It might happen in the dairy aisle. It might happen in the meat department.

Chances are it’ll happen in the frozen food section as your three-year-old makes his 42nd request for a frozen treat with more grams of sugar than any three-year-old should eat in a week.

But make no mistake, it will happen. Your child will melt down in the grocery store as you are desperately trying to maintain your sanity and get this precious chore done. And there are only a few things that can help you: a sense of humor, a saint’s patience, and a figurative hammer in your back pocket.

You know how you make one of those lists before you go to the store? When grocery shopping with children, you’ll need a second list. A list of items to take that will cover just about any possible scenario, melt down, argument, or crisis that might pop up. Consider it your parenting utility belt.

The foundation for this survival guide begins at home, well before you walk out the door for your grocery store excursion. There are items to gather and conversations to be had.
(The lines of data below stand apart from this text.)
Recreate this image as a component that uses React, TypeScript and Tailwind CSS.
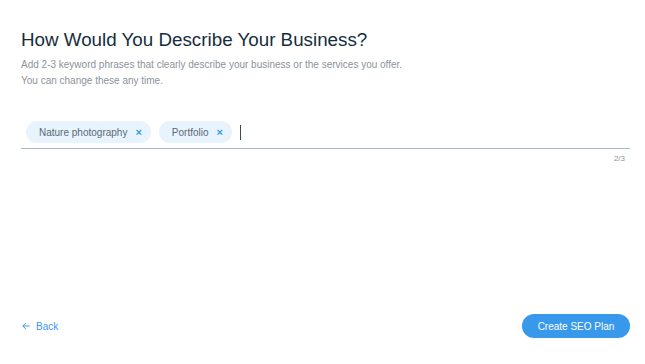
import { useState } from "react";

const initialKeywords = ["Nature photography", "Portfolio"];

export default function App() {
    const [keywords, setKeywords] = useState(initialKeywords);

    return (
        <div
            className="w-[645px] h-[364px] bg-white flex flex-col pl-[21px] pr-[15px] pt-[29px] pb-[26px]"
            style={{ fontFamily: '"Liberation Sans", Arial, sans-serif' }}
        >
            <h1 className="text-[18.8px] leading-[22px] text-[#162d3d]">
                How Would You Describe Your Business?
            </h1>
            <p className="mt-[6px] text-[10px] leading-[16px] text-[#8c939b]">
                Add 2-3 keyword phrases that clearly describe your business or the services you offer.
                <br />
                You can change these any time.
            </p>

            <div className="mt-[32px] flex items-center gap-2 pl-[5px] pb-[5px] border-b border-[#a8b9cb]">
                {keywords.map((keyword, index) => (
                    <span
                        key={index}
                        className="h-[22px] flex items-center gap-[8px] pl-[13px] pr-[9px] rounded-full bg-[#e7f4fe] text-[10px] text-[#5d6875]"
                    >
                        {keyword}
                        <button
                            className="text-[#3899ec] text-[11px] font-bold leading-none"
                            onClick={() => setKeywords(keywords.filter((_, i) => i !== index))}
                        >
                            ×
                        </button>
                    </span>
                ))}
                <span className="w-px h-[15px] bg-[#3c4a57]"></span>
            </div>
            <div className="mt-[4px] pr-[5px] text-right text-[8px] text-[#8c939b]">
                {keywords.length}/3
            </div>

            <div className="mt-auto flex items-center justify-between">
                <button className="flex items-center gap-[6px] pl-[1px] text-[10px] text-[#3899ec]">
                    <svg width="8" height="8" viewBox="0 0 8 8" fill="none" stroke="#3899ec" strokeWidth="1">
                        <path d="M7.5 4H0.8M3.8 1L0.8 4L3.8 7" />
                    </svg>
                    Back
                </button>
                <button className="h-[24px] w-[108px] rounded-full bg-[#3899ec] text-white text-[10px]">
                    Create SEO Plan
                </button>
            </div>
        </div>
    );
}
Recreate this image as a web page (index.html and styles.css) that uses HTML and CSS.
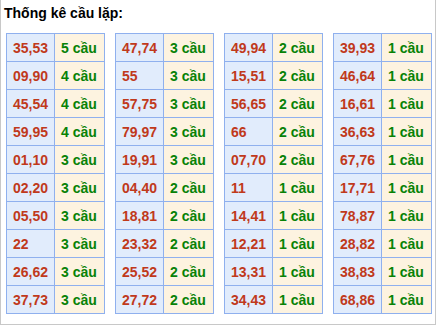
FILE: index.html
```html
<!DOCTYPE html>
<html lang="vi">
<head>
<meta charset="utf-8">
<title>Thống kê cầu lặp</title>
<link rel="stylesheet" href="styles.css">
</head>
<body>
<div class="box">
  <div class="title">Thống kê cầu lặp:</div>
  <div class="tables">
    <div class="grid">
      <div class="num">35,53</div><div class="cnt">5 cầu</div>
      <div class="num">09,90</div><div class="cnt">4 cầu</div>
      <div class="num">45,54</div><div class="cnt">4 cầu</div>
      <div class="num">59,95</div><div class="cnt">4 cầu</div>
      <div class="num">01,10</div><div class="cnt">3 cầu</div>
      <div class="num">02,20</div><div class="cnt">3 cầu</div>
      <div class="num">05,50</div><div class="cnt">3 cầu</div>
      <div class="num">22</div><div class="cnt">3 cầu</div>
      <div class="num">26,62</div><div class="cnt">3 cầu</div>
      <div class="num">37,73</div><div class="cnt">3 cầu</div>
    </div>
    <div class="grid">
      <div class="num">47,74</div><div class="cnt">3 cầu</div>
      <div class="num">55</div><div class="cnt">3 cầu</div>
      <div class="num">57,75</div><div class="cnt">3 cầu</div>
      <div class="num">79,97</div><div class="cnt">3 cầu</div>
      <div class="num">19,91</div><div class="cnt">3 cầu</div>
      <div class="num">04,40</div><div class="cnt">2 cầu</div>
      <div class="num">18,81</div><div class="cnt">2 cầu</div>
      <div class="num">23,32</div><div class="cnt">2 cầu</div>
      <div class="num">25,52</div><div class="cnt">2 cầu</div>
      <div class="num">27,72</div><div class="cnt">2 cầu</div>
    </div>
    <div class="grid">
      <div class="num">49,94</div><div class="cnt">2 cầu</div>
      <div class="num">15,51</div><div class="cnt">2 cầu</div>
      <div class="num">56,65</div><div class="cnt">2 cầu</div>
      <div class="num">66</div><div class="cnt">2 cầu</div>
      <div class="num">07,70</div><div class="cnt">2 cầu</div>
      <div class="num">11</div><div class="cnt">1 cầu</div>
      <div class="num">14,41</div><div class="cnt">1 cầu</div>
      <div class="num">12,21</div><div class="cnt">1 cầu</div>
      <div class="num">13,31</div><div class="cnt">1 cầu</div>
      <div class="num">34,43</div><div class="cnt">1 cầu</div>
    </div>
    <div class="grid">
      <div class="num">39,93</div><div class="cnt">1 cầu</div>
      <div class="num">46,64</div><div class="cnt">1 cầu</div>
      <div class="num">16,61</div><div class="cnt">1 cầu</div>
      <div class="num">36,63</div><div class="cnt">1 cầu</div>
      <div class="num">67,76</div><div class="cnt">1 cầu</div>
      <div class="num">17,71</div><div class="cnt">1 cầu</div>
      <div class="num">78,87</div><div class="cnt">1 cầu</div>
      <div class="num">28,82</div><div class="cnt">1 cầu</div>
      <div class="num">38,83</div><div class="cnt">1 cầu</div>
      <div class="num">68,86</div><div class="cnt">1 cầu</div>
    </div>
  </div>
</div>
</body>
</html>
```

FILE: styles.css
```css
html, body {
  margin: 0;
  padding: 0;
  background: #ffffff;
}
body {
  font-family: "Liberation Sans", Arial, sans-serif;
}
.box {
  width: 434px;
  height: 324px;
  border: 1px solid #c8c8c8;
  border-top: none;
  padding: 0 0 0 5px;
  box-sizing: content-box;
  width: 429px;
}
.title {
  font-size: 14px;
  font-weight: bold;
  color: #000;
  line-height: 18px;
  padding-top: 4px;
  margin-left: -2px;
  height: 29px;
}
.tables {
  display: flex;
  gap: 10px;
}
.grid {
  display: grid;
  grid-template-columns: 47px 49px;
  grid-auto-rows: 27px;
  gap: 1px;
  padding: 1px;
  background: #8fb0ee;
}
.num, .cnt {
  display: flex;
  align-items: center;
  padding-left: 6px;
  font-size: 14px;
  font-weight: bold;
}
.num {
  background: #e1ecfc;
  color: #c0391b;
}
.cnt {
  background: #fdf3e0;
  color: #078207;
}
```
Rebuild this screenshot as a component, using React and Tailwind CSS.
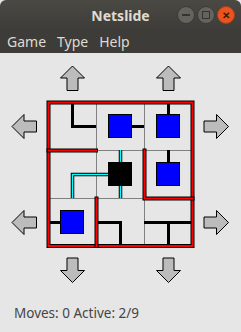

And like any good survival guide, you need to make sure that the items you need are on hand, plentiful, and that you’re not afraid to use them, no matter the circumstances.

1. Prepare Your Child

The first step is to tell your child that you’ll be heading to the store soon. This plants the seed in their young mind of what’s to come. You can remind them of the behavior expectations and remind them that if they behave, good things might come to them.

2. Show Up Armed With Distractions

Gather snacks, cups, a few toys, a book or two, and anything else that can get you out of a tight spot. A crucial fail here and you could be down for the count.

3. Hold Onto Happy Thoughts

On your journey to the store, keep things light and positive. If you sense a growing unease, remind your child of how they can help you in the store and how you’ll get done as quickly as humanly possible.

4. Look for Signs That Trouble's Comin'

Like a suspicious police officer on the look out for malevolent behavior, a parent must be vigilant at all times in the grocery store for signs that your child is growing bored, weary, or feisty. Like heavy winds and a drop in pressure, these are the warning signs that a storm is approaching.

5. When the Inevitable Meltdown Comes, React Patiently and Calmly

Losing your mind while your child is losing theirs is a major survival guide no-no.

6. When the Storm Comes in, Be Ready

Items might be thrown. Angry words might be said. Fists might fly and tears may be shed. You must prepare for any eventuality. React appropriately. Just like you wouldn’t chase a fly with a shovel, you probably wouldn’t put a child in time out in the grocery store on their first offense. Think through your possible reactions and punishments ahead of time. The silent treatment, a loss of reward, and a stern talking-to might be what’s necessary in this moment.

7. Prepare to Bargain

By now you’ve learned that one of the survival methods is the carrot and stick. In other words, you’ve got to have something to bargain with. Does the store give free cookies to kids? Did you promise your child a special treat if they behave? ALWAYS hold this bargaining chip until the end of your trip. That way, you can use it again and again to (hopefully) reinforce good behavior. Once the meltdown begins, whip out that hammer and start using it.

8. Have a Sense of Humor

Ever been on safari when all eyes are trained on the animal? When your child has a meltdown, you’re the animal. All eyes in the grocery store will be set on you and your child as customers and employees watch you handle and navigate this common, combustible situation. Try to have a sense of humor about it instead of being embarrassed or stressed. Every parent in that store has probably dealt with a similar crisis. They probably aren’t judging you; they’re just rubbernecking.

9. Hopefully the Bargaining Or the Punishment Worked

If not, you may need to resort to the final act in the survival guide — full scale retreat. If the situation is so dire and so frightening, your only option might be to run away, child included. Grocery shopping might have to occur on another day at another time, and depending on how nasty the meltdown, in another zip code.

What are your grocery store survival tips?